A structured set of objections, weighed in public.

Desk editor's note, referee report, simulated authors' rebuttal, and a circularity audit. Tearing a paper down is the easy half of reading it; the pith above is the substance, this is the friction.

Desk Editor's Note private letter to a colleague

The paper supplies new limit results for MMLE in non-identifiable models and claims faster-than-BvM merging for the EB posterior, but the supporting regularity conditions look like the weakest part.

read the letter

The core contribution is a set of limit theorems for the maximum marginal likelihood estimator of hyperparameters inside a fixed prior class, covering both identifiable and non-identifiable parametric models, plus a higher-order merging result that says the resulting EB posterior tracks an oracle posterior faster than the usual Bernstein-von Mises rate when the limit is non-degenerate. That is the part that actually fills the gap the abstract mentions for overfitted mixtures and similar settings. The authors also give a simple proxy for the MMLE that avoids full marginal likelihood maximization, which is practically useful if the proxy works under the same conditions. Those two pieces are the real novelty and the reason the work is worth reading. The general properties of the EB approximation as a computational device are cleanly stated but feel more like setup than the main advance. The soft spot is the regularity conditions needed for the MMLE limit in the non-identifiable case.
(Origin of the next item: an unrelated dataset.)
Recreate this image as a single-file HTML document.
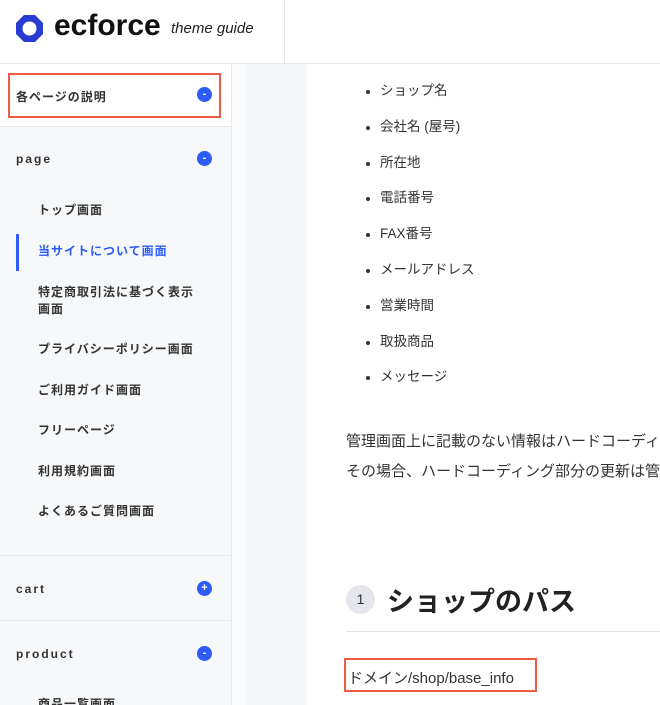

The marginal likelihood surface can be flat or have multiple modes, so convergence to the single most informative prior is not automatic; the paper must impose extra assumptions on the prior class or on the rate of concentration that are not inherited from standard identifiability arguments. Without seeing the precise statements and error bounds, it is hard to judge how restrictive those conditions end up being. The faster merging claim stands or falls with that step. This is aimed at researchers in Bayesian asymptotics who already work with mixtures or other non-identifiable models and want a justification for the common EB shortcut. It is not a broad methods paper. The topic is important enough and the claimed results are sharp enough that a serious editor should send it to referees rather than desk-reject, even though the proofs will need careful checking on the non-identifiable side.

Referee Report

2 major / 1 minor

Summary. The manuscript develops a theoretical framework treating empirical Bayes (EB) via maximum marginal likelihood estimates (MMLE) as a computational approximation to a genuine Bayesian posterior within a fixed class of priors for parametric models. It proves general properties of this approximation, establishes novel limit results for the MMLE in both identifiable and non-identifiable settings (explicitly including overfitted mixture models), and demonstrates higher-order merging in which the EB posterior approximates an oracle-Bayes posterior (corresponding to the most informative prior in the class) at a rate faster than classical Bernstein-von Mises theorems when the setup is non-degenerate.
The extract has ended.